The researchers’ insight was based on a simple observation. More risk average participants cracked earlier, and that was reflected in a reduction of activity in the brain area known as the ventral striatum, which plays a role in coordinating movement. Could the scientists find a way to keep that sucker humming away under pressure for longer?

The answer turned out to be yes. They discovered the trick was flipping the way study subjects thought about the reward on offer. The researchers hypothesized that mounting pressure triggered participants to start fearing loss more than striving for gain. What if they rejigged the conditions to ensure that switch in outlook didn’t happen?

“Intriguingly, when the researchers altered the stakes of the task, so that there was no money to be won, but rather success meant keeping (i.e. not losing) money the participants already had, then the more loss averse participants were now less prone to choking,” BPS reports. The key brain region continued to light up despite the rich rewards.

This suggested a simple way others outside the lab might be able to mirror these results. If you’re performing some sort of high-stakes action, would thinking of what you’re doing as holding on to gains rather than attempting to win a reward stop you from choking?

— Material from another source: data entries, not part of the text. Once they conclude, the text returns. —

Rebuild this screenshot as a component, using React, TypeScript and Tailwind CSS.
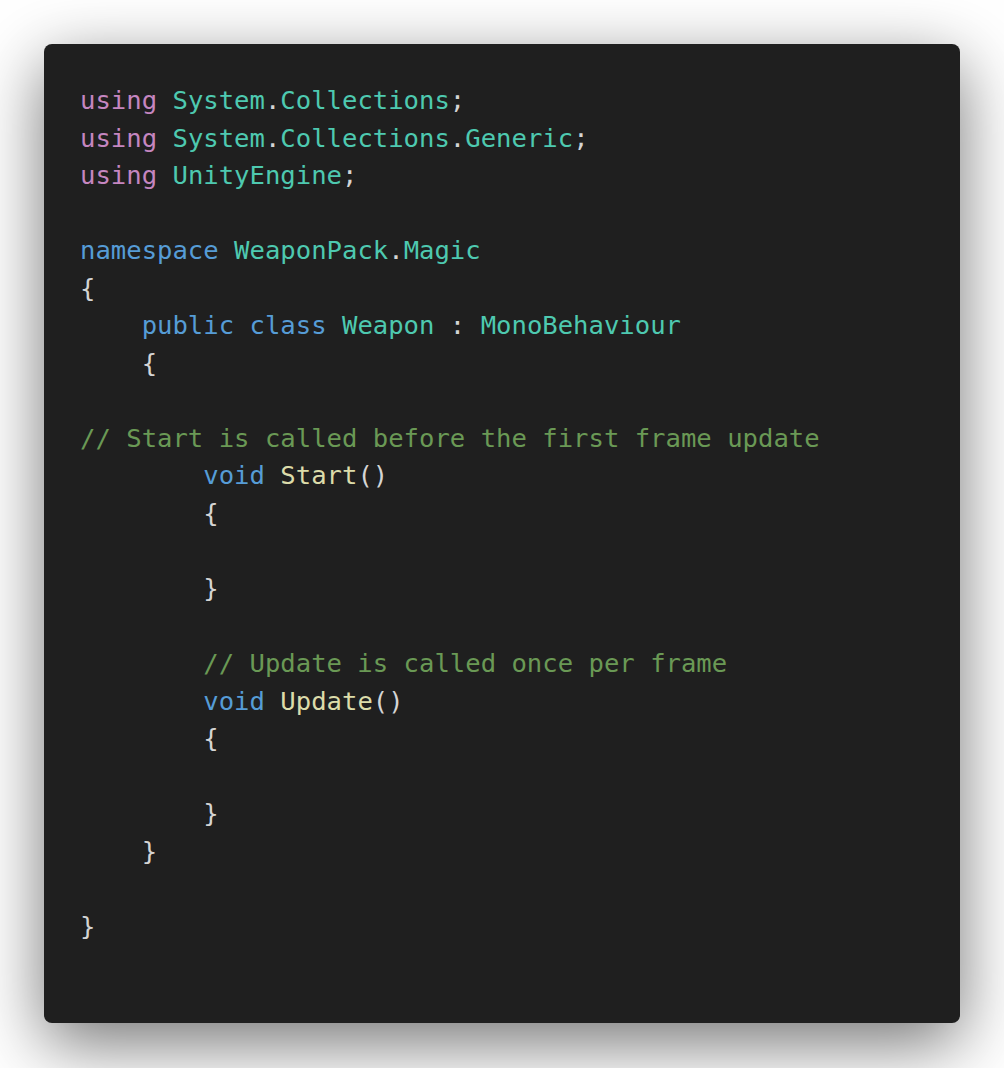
type Tok = [string, string];

const C = {
  kw: "text-[#569cd6]",
  use: "text-[#c586c0]",
  type: "text-[#4ec9b0]",
  fn: "text-[#dcdcaa]",
  cm: "text-[#6a9955]",
  tx: "text-[#d4d4d4]",
};

const lines: Tok[][] = [
  [["using", C.use], [" ", C.tx], ["System", C.type], [".", C.tx], ["Collections", C.type], [";", C.tx]],
  [["using", C.use], [" ", C.tx], ["System", C.type], [".", C.tx], ["Collections", C.type], [".", C.tx], ["Generic", C.type], [";", C.tx]],
  [["using", C.use], [" ", C.tx], ["UnityEngine", C.type], [";", C.tx]],
  [],
  [["namespace", C.kw], [" ", C.tx], ["WeaponPack", C.type], [".", C.tx], ["Magic", C.type]],
  [["{", C.tx]],
  [["    ", C.tx], ["public", C.kw], [" ", C.tx], ["class", C.kw], [" ", C.tx], ["Weapon", C.type], [" : ", C.tx], ["MonoBehaviour", C.type]],
  [["    {", C.tx]],
  [],
  [["// Start is called before the first frame update", C.cm]],
  [["        ", C.tx], ["void", C.kw], [" ", C.tx], ["Start", C.fn], ["()", C.tx]],
  [["        {", C.tx]],
  [],
  [["        }", C.tx]],
  [],
  [["        ", C.tx], ["// Update is called once per frame", C.cm]],
  [["        ", C.tx], ["void", C.kw], [" ", C.tx], ["Update", C.fn], ["()", C.tx]],
  [["        {", C.tx]],
  [],
  [["        }", C.tx]],
  [["    }", C.tx]],
  [],
  [["}", C.tx]],
];

export default function App() {
  return (
    <div className="min-h-screen bg-white p-[44px]">
      <div className="h-[979px] w-full rounded-[8px] bg-[#1f1f1f] pl-[36px] pt-[38px] shadow-[0_20px_68px_0_rgba(0,0,0,0.55)]">
        <pre className="font-['DejaVu_Sans_Mono',monospace] text-[25.6px] leading-[37.55px] text-[#d4d4d4]">
          {lines.map((line, i) => (
            <div key={i} className="h-[37.55px] whitespace-pre">
              {line.map(([t, c], j) => (
                <span key={j} className={c}>
                  {t}
                </span>
              ))}
            </div>
          ))}
        </pre>
      </div>
    </div>
  );
}
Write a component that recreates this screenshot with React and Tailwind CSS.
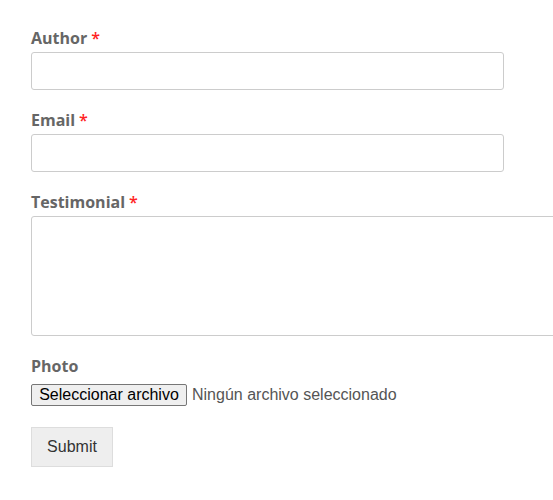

The scientists tested this idea out and, lo and behold, it worked. When the researchers “coached their participants to reappraise the stakes – to simply imagine that they already had the high prize money on offer and were performing for the chance to keep that money,” this “technique dramatically reduced choking, and in fact it did so for all participants,” claims BPS.

And it wasn’t just the results of the game that shifted. Players’ physical responses changed too. When the scientists looked at physical markers of stress in players’ bodies, both brain scans and measures of perspiration showed this seemingly simple trick helped participants keep their cool. Players just didn’t get as stressed when they thought this way.

So if you’ve got a big game, a big test, or a big presentation coming up, keep this study in mind. Simply by imagining your effort as a way to hold on to the trophy, grade, or job you’ve already won, you can keep cool and perform at your best. Thanks, science!